YENİ umutları…
Silkinmeyi…
Herhangi bir şeyi var olan durumundan başka bir duruma geçirmeyi, geliştirmeyi ifade eder.
Başka türlü durağanlıktan eyleme geçmek mümkün olamaz.
Bazen geçmişin hantallığından, başarısızlığından kurtulmak…
Bunun içinde yenilenmek ve değişimin kapısını aralamak gerekir.
Cumartesi günü yapılan CHP Kurultay’ında bunu gördük.
13 yıllık genel başkanlarını iki turlu bir seçim sonrası geçmişe uğurladılar.
CHP’deki bu değişimin iki etkisi olacak bence ülke siyasetinde.
Birincisi partilerinin içerisinde, parti içi demokrasinin ateşini yakacaklar.
Daha çok sesin, daha çok özgürlüğün adımlarını atacaklar.
Yeni isimleri Türk siyaset sahnesine atacaklar belki ama…

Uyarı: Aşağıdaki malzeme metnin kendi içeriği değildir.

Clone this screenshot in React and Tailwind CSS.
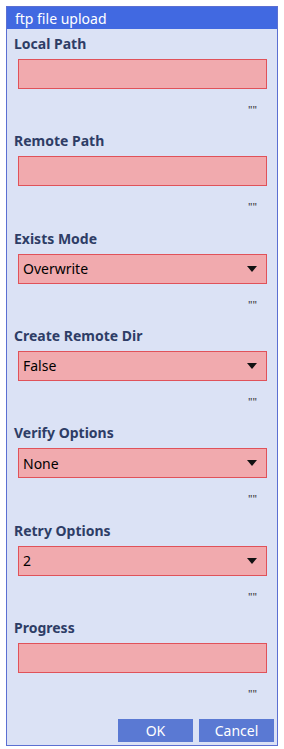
import React from 'react';

const fields = [
  { label: 'Local Path', type: 'text' },
  { label: 'Remote Path', type: 'text' },
  { label: 'Exists Mode', type: 'select', value: 'Overwrite' },
  { label: 'Create Remote Dir', type: 'select', value: 'False' },
  { label: 'Verify Options', type: 'select', value: 'None' },
  { label: 'Retry Options', type: 'select', value: '2' },
  { label: 'Progress', type: 'text' },
];

function Field({ field }) {
  return (
    <div className="flex h-[97.33px] flex-col">
      <div className="h-[20px] pl-[7px] text-[14px] font-bold leading-[20px] text-[#2e3d66]">{field.label}</div>
      <div className="mt-[5px] flex h-[30px] items-center border border-[#e0525a] bg-[#f1aaae] px-[4px] ml-[11px] mr-[10px]">
        {field.type === 'select' && (
          <>
            <span className="flex-1 text-[14px] text-black">{field.value}</span>
            <svg width="10" height="6" viewBox="0 0 10 6" className="mr-[5px]">
              <path d="M0 0 L10 0 L5 6 Z" fill="#111" />
            </svg>
          </>
        )}
      </div>
      <div className="mt-[14px] flex justify-end pr-[20px] text-[11px] leading-[14px] text-[#333]">""</div>
    </div>
  );
}

export default function App() {
  return (
    <div className="min-h-[749px] bg-white pt-[6px] pl-[6px]" style={{ fontFamily: '"Noto Sans", "Open Sans", sans-serif' }}>
      <div className="flex h-[740px] w-[272px] flex-col border border-[#5b6fd2] bg-[#dbe2f5]">
        <div className="flex h-[22px] items-center bg-[#4169e1] pl-[8px] text-[14px] text-white">ftp file upload</div>
        <div className="pt-[5px]">
          {fields.map((f) => (
            <Field key={f.label} field={f} />
          ))}
        </div>
        <div className="mt-auto mb-[3px] flex justify-end gap-[6px] pr-[3px]">
          <button className="h-[23px] w-[75px] bg-[#5a79d3] text-[14px] text-white">OK</button>
          <button className="h-[23px] w-[75px] bg-[#5a79d3] text-[14px] text-white">Cancel</button>
        </div>
      </div>
    </div>
  );
}
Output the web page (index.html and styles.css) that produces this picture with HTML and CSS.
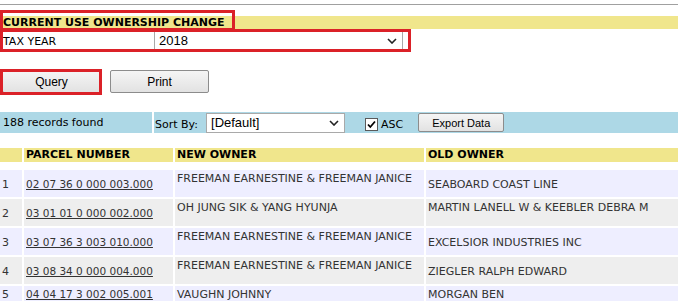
FILE: index.html
```html
<!DOCTYPE html>
<html lang="en">
<head>
    <meta charset="UTF-8">
    <meta name="viewport" content="width=device-width, initial-scale=1.0">
    <title>Current Use Ownership Change</title>
    <link rel="stylesheet" href="styles.css">
</head>
<body>

    <div class="page">
        <div class="top-rule"></div>
        <h2 class="section-title">CURRENT USE OWNERSHIP CHANGE</h2>

        <div class="filter-row">
            <label for="tax-year">TAX YEAR</label>
            <div class="select-wrap select-year">
                <select id="tax-year">
                    <option>2018</option>
                </select>
                <svg class="chevron" width="10" height="6" viewBox="0 0 10 6"><path d="M1 1 L5 5 L9 1" /></svg>
            </div>
        </div>

        <div class="actions">
            <button type="button" class="btn btn-wide">Query</button>
            <button type="button" class="btn btn-wide">Print</button>
        </div>

        <div class="toolbar">
            <div class="toolbar-count">188 records found</div>
            <div class="toolbar-sort">
                <span class="sort-label">Sort By:</span>
                <div class="select-wrap select-sort">
                    <select>
                        <option>[Default]</option>
                    </select>
                    <svg class="chevron" width="10" height="6" viewBox="0 0 10 6"><path d="M1 1 L5 5 L9 1" /></svg>
                </div>
                <label class="asc">
                    <span class="checkbox">
                        <input type="checkbox" checked>
                        <svg width="13" height="13" viewBox="0 0 13 13"><path d="M3 6.5 L5.3 9 L10 3.5" /></svg>
                    </span>
                    ASC
                </label>
                <button type="button" class="btn btn-export">Export Data</button>
            </div>
        </div>

        <table class="results">
            <thead>
                <tr>
                    <th class="col-num"></th>
                    <th class="col-parcel">PARCEL NUMBER</th>
                    <th class="col-new">NEW OWNER</th>
                    <th>OLD OWNER</th>
                </tr>
            </thead>
            <tbody>
                <tr class="spacer"><td colspan="4"></td></tr>
                <tr class="row-odd tall">
                    <td>1</td>
                    <td><a href="#">02 07 36 0 000 003.000</a></td>
                    <td class="top">FREEMAN EARNESTINE &amp; FREEMAN JANICE</td>
                    <td>SEABOARD COAST LINE</td>
                </tr>
                <tr class="row-even tall">
                    <td>2</td>
                    <td><a href="#">03 01 01 0 000 002.000</a></td>
                    <td class="top">OH JUNG SIK &amp; YANG HYUNJA</td>
                    <td class="top">MARTIN LANELL W &amp; KEEBLER DEBRA M</td>
                </tr>
                <tr class="row-odd tall">
                    <td>3</td>
                    <td><a href="#">03 07 36 3 003 010.000</a></td>
                    <td class="top">FREEMAN EARNESTINE &amp; FREEMAN JANICE</td>
                    <td>EXCELSIOR INDUSTRIES INC</td>
                </tr>
                <tr class="row-even tall">
                    <td>4</td>
                    <td><a href="#">03 08 34 0 000 004.000</a></td>
                    <td class="top">FREEMAN EARNESTINE &amp; FREEMAN JANICE</td>
                    <td>ZIEGLER RALPH EDWARD</td>
                </tr>
                <tr class="row-odd">
                    <td>5</td>
                    <td><a href="#">04 04 17 3 002 005.001</a></td>
                    <td>VAUGHN JOHNNY</td>
                    <td>MORGAN BEN</td>
                </tr>
            </tbody>
        </table>

        <!-- red highlight boxes drawn over the page -->
        <div class="mark mark-title"></div>
        <div class="mark mark-year"></div>
        <div class="mark mark-query"></div>
    </div>

</body>
</html>
```

FILE: styles.css
```css
/* Basic page styling */
body {
    font-family: "DejaVu Sans", Verdana, sans-serif;
    font-size: 11px;
    color: #000;
    background-color: #fff;
    margin: 0;
}

.page {
    position: relative;
    height: 304px;
    overflow: hidden;
}

.top-rule {
    margin-top: 4px;
    border-top: 1px solid #a0a0a0;
}

.section-title {
    margin: 11px 0 0;
    padding-left: 3px;
    height: 13px;
    line-height: 13px;
    font-size: 11px;
    font-weight: bold;
    background-color: #f0e68c;
}

/* Tax year filter */
.filter-row {
    display: flex;
    align-items: center;
    margin-top: 2px;
    height: 19px;
}

.filter-row label {
    width: 154px;
    padding: 2px 0 0 3px;
    box-sizing: border-box;
}

.select-wrap {
    position: relative;
    display: flex;
}

.select-wrap select {
    appearance: none;
    -webkit-appearance: none;
    width: 100%;
    margin: 0;
    padding: 0 0 0 4px;
    border: 1px solid #a9a9a9;
    border-radius: 0;
    background-color: #fff;
    color: #000;
    font-family: "Liberation Sans", Arial, sans-serif;
    font-size: 13px;
}

.select-wrap .chevron {
    position: absolute;
    top: 50%;
    right: 6px;
    margin-top: -3px;
}

.chevron path {
    fill: none;
    stroke: #222;
    stroke-width: 1.6;
}

.select-year {
    width: 249px;
    height: 19px;
}

.select-sort {
    width: 139px;
    height: 20px;
    margin-left: 8px;
}

/* Buttons */
.actions {
    display: flex;
    gap: 9px;
    margin-top: 20px;
    padding-left: 2px;
}

.btn {
    height: 23px;
    padding: 0;
    border: 1px solid #8c8c8c;
    border-radius: 2px;
    background: linear-gradient(#f5f5f5, #e2e2e2);
    color: #000;
    font-family: "Liberation Sans", Arial, sans-serif;
    font-size: 11px;
    cursor: pointer;
}

.btn-wide {
    width: 99px;
    font-size: 12px;
}

.btn-export {
    width: 86px;
    height: 19px;
    margin-left: 15px;
}

/* Records toolbar */
.toolbar {
    display: flex;
    gap: 2px;
    margin-top: 19px;
    height: 21px;
}

.toolbar-count,
.toolbar-sort {
    display: flex;
    align-items: center;
    background-color: #add8e6;
}

.toolbar-count {
    width: 152px;
    padding-left: 3px;
    box-sizing: border-box;
}

.toolbar-sort {
    flex: 1;
    padding-left: 1px;
}

.sort-label {
    padding-top: 3px;
}

.asc {
    display: flex;
    align-items: center;
    gap: 3px;
    margin-left: 20px;
    padding-top: 3px;
}

.checkbox {
    position: relative;
    width: 13px;
    height: 13px;
}

.checkbox input {
    appearance: none;
    -webkit-appearance: none;
    width: 13px;
    height: 13px;
    margin: 0;
    border: 1px solid #5a5a5a;
    background-color: #fff;
}

.checkbox svg {
    position: absolute;
    top: 0;
    left: 0;
}

.checkbox path {
    fill: none;
    stroke: #000;
    stroke-width: 1.8;
}

/* Results table */
.results {
    width: calc(100% + 4px);
    margin: 13px 0 0 -2px;
    border-spacing: 2px;
    table-layout: fixed;
}

.results th,
.results td {
    box-sizing: border-box;
}

.results th {
    height: 14px;
    padding: 0 0 0 2px;
    line-height: 14px;
    text-align: left;
    font-weight: bold;
    background-color: #f0e68c;
}

.col-num {
    width: 22px;
}

.col-parcel {
    width: 149px;
}

.col-new {
    width: 249px;
}

.results td {
    padding: 1px 0 0 2px;
    line-height: 13px;
    color: #333;
    vertical-align: middle;
    white-space: nowrap;
}

.results td.top {
    vertical-align: top;
    padding-top: 2px;
}

.results a {
    color: #333;
    font-size: 10.5px;
}

.results .spacer td {
    height: 4px;
    padding: 0;
}

.row-odd td {
    height: 15px;
    background-color: #eeeeff;
}

.row-even td {
    background-color: #eeeeee;
}

.results .tall td {
    height: 27px;
}

/* Red highlight boxes */
.mark {
    position: absolute;
    border: 3px solid #db2128;
    box-sizing: border-box;
}

.mark-title {
    left: 0;
    top: 10px;
    width: 235px;
    height: 21px;
}

.mark-year {
    left: 0;
    top: 29px;
    width: 411px;
    height: 23px;
}

.mark-query {
    left: 0;
    top: 69px;
    width: 102px;
    height: 26px;
}
```
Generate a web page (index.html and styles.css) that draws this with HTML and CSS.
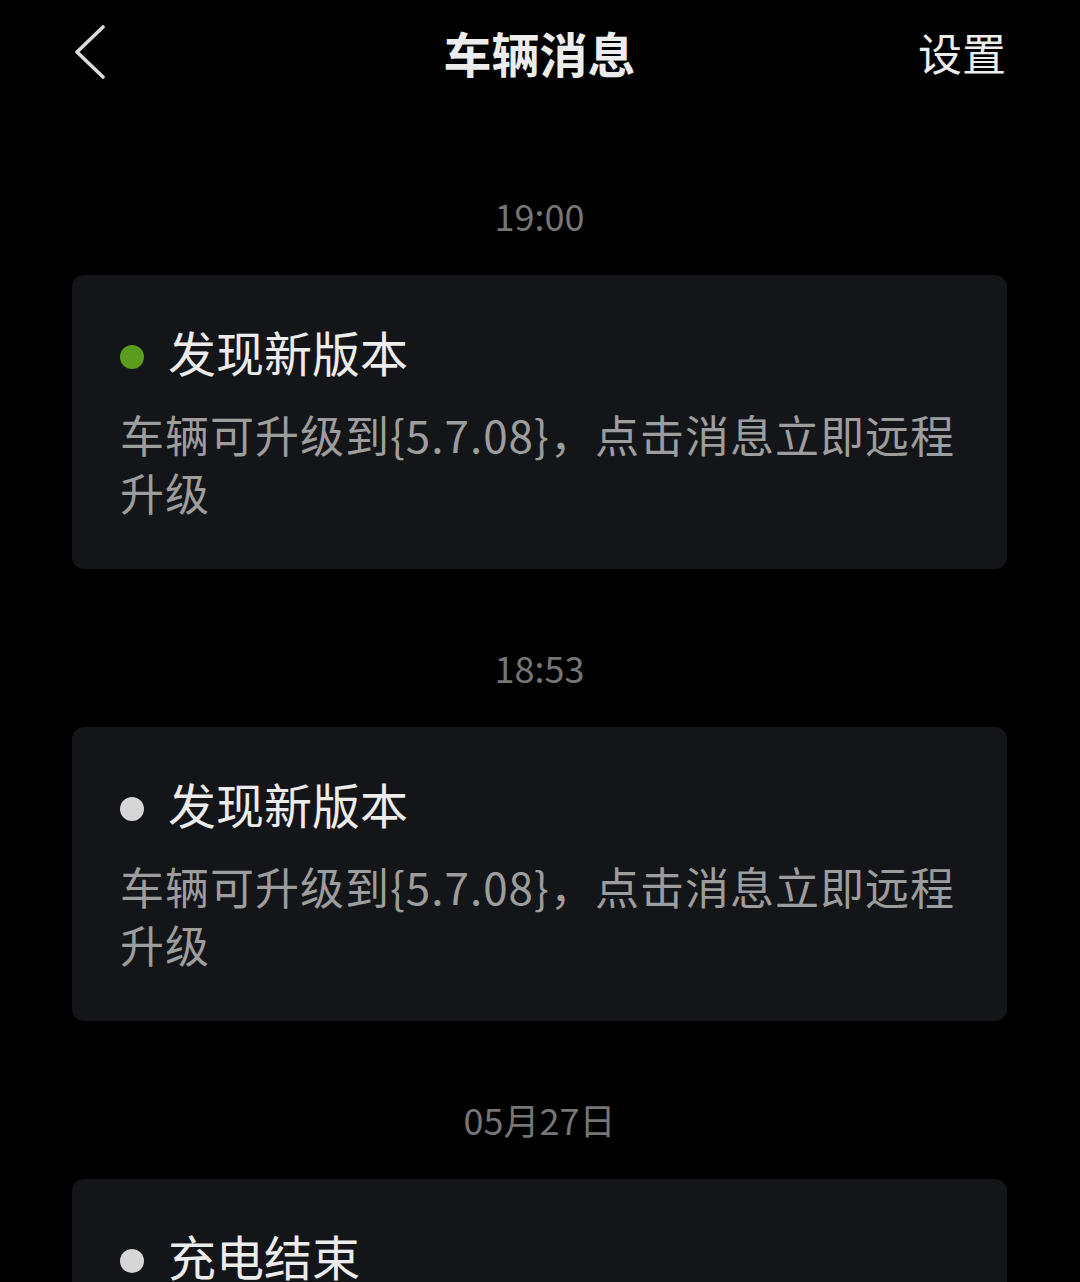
FILE: index.html
```html
<!DOCTYPE html>
<html lang="zh-CN">
<head>
  <meta charset="UTF-8" />
  <meta name="viewport" content="width=device-width, initial-scale=1.0" />
  <title>车辆消息</title>
  <link rel="stylesheet" href="styles.css">
</head>
<body>

  <header class="topbar">
    <a class="back" href="#" aria-label="返回">
      <svg width="34" height="54" viewBox="0 0 34 54">
        <polyline points="30,2 4,27 30,52" fill="none" stroke="#dcdcdc" stroke-width="3.6" stroke-linecap="round" stroke-linejoin="round" />
      </svg>
    </a>
    <h1 class="title">车辆消息</h1>
    <a class="settings" href="#">设置</a>
  </header>

  <main class="list">
    <section class="group">
      <div class="time">19:00</div>
      <div class="card">
        <div class="card-head">
          <span class="dot dot-new"></span>
          <span class="card-title">发现新版本</span>
        </div>
        <p class="card-body">车辆可升级到{5.7.08}，点击消息立即远程升级</p>
      </div>
    </section>

    <section class="group">
      <div class="time">18:53</div>
      <div class="card">
        <div class="card-head">
          <span class="dot"></span>
          <span class="card-title">发现新版本</span>
        </div>
        <p class="card-body">车辆可升级到{5.7.08}，点击消息立即远程升级</p>
      </div>
    </section>

    <section class="group">
      <div class="time">05月27日</div>
      <div class="card card-last">
        <div class="card-head">
          <span class="dot"></span>
          <span class="card-title">充电结束</span>
        </div>
      </div>
    </section>
  </main>

</body>
</html>
```

FILE: styles.css
```css
body {
  margin: 0;
  background-color: #000;
  font-family: "Noto Sans CJK SC", "Noto Sans", sans-serif;
  color: #ececec;
  height: 1282px;
  overflow: hidden;
}

.topbar {
  height: 104px;
  padding: 0 74px 0 73px;
  display: grid;
  grid-template-columns: 1fr auto 1fr;
  align-items: center;
}

.back {
  display: flex;
  align-items: center;
}

.title {
  margin: 0;
  font-size: 48px;
  font-weight: 700;
  color: #ececec;
  line-height: 1;
}

.settings {
  justify-self: end;
  font-size: 44px;
  color: #ececec;
  text-decoration: none;
  line-height: 1;
}

.list {
  padding: 13px 73px 0 72px;
}

.group {
  padding-top: 76px;
}

.time {
  text-align: center;
  font-size: 36px;
  line-height: 44px;
  color: #767676;
  margin-bottom: 38px;
}

.card {
  background-color: #141519;
  border-radius: 12px;
  padding: 46px 48px 48px 48px;
}

.card-last {
  padding-bottom: 40px;
}

.card-head {
  display: flex;
  align-items: center;
  gap: 24px;
  height: 60px;
}

.dot {
  width: 24px;
  height: 24px;
  border-radius: 50%;
  background-color: #d6d6d6;
  margin-top: 12px;
  flex-shrink: 0;
}

.dot-new {
  background-color: #5c9c1c;
}

.card-title {
  font-size: 48px;
  line-height: 60px;
  color: #ececec;
}

.card-body {
  margin: 24px 0 0 0;
  font-size: 44px;
  line-height: 58px;
  letter-spacing: 1px;
  color: #9d9d9d;
}
```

Tek adam siyaseti ve egemenliğinin hüküm sürdüğü ülkemizde, gerekli gördüklerinde en üst kademede bile gözlerini kırpmadan değişime gidebileceklerini gösterdiler.
İkincisi ise, ülke siyaseti adına olumlu gelişmelere yol açacaktır.
Zira kendi içinde hür, vatandaşına daha çok yaslanmış güçlü bir muhalefetin, iktidara yön vermekte daha büyük etkiler yaratması olasıdır.
Seçim yenilgilerini makul gören ve bundan dersler çıkartmayan bir muhalefet zihniyeti yerine, iktidara talip olma yolunda kendini sorgulayan ve yenileyen bir muhalefet olmak…
Hem parti olarak kendine, hem de iktidara yön verecektir.
Ki bu da ülkemizin ve milletimizin lehine olacaktır.
Tabii bu yazdıklarım aslında siyasetin konusudur.
Gelecek, değişimden medet umanların ne kadar ve neyi değiştirdiklerine şahitlik edecektir.
Ama değişim, kendilerini alternatifsiz olarak görenlerin karşılarındaki en önemli duraktır.
Yeni bir umut olmak, umudu değiştirmekten daha yüreklendiricidir.
Bir partideki değişimden yola çıktık belki ama bu ülkede insanlık adına,
Özgürlükler adına,
Yargı ve hukuk adına değişim beklentiler yok mudur?
Bu beklentiler değil midir ki insanların umutlarının taze kalmasına vesiledir.
Ve en nihayetinde değişim;
Ancak kendilerini aşanları,
Halkın umutlarına ışık tutabilenlerin,
Geçmişin yanlışlarını fark edip, onlardan vazgeçenlerin becerisidir.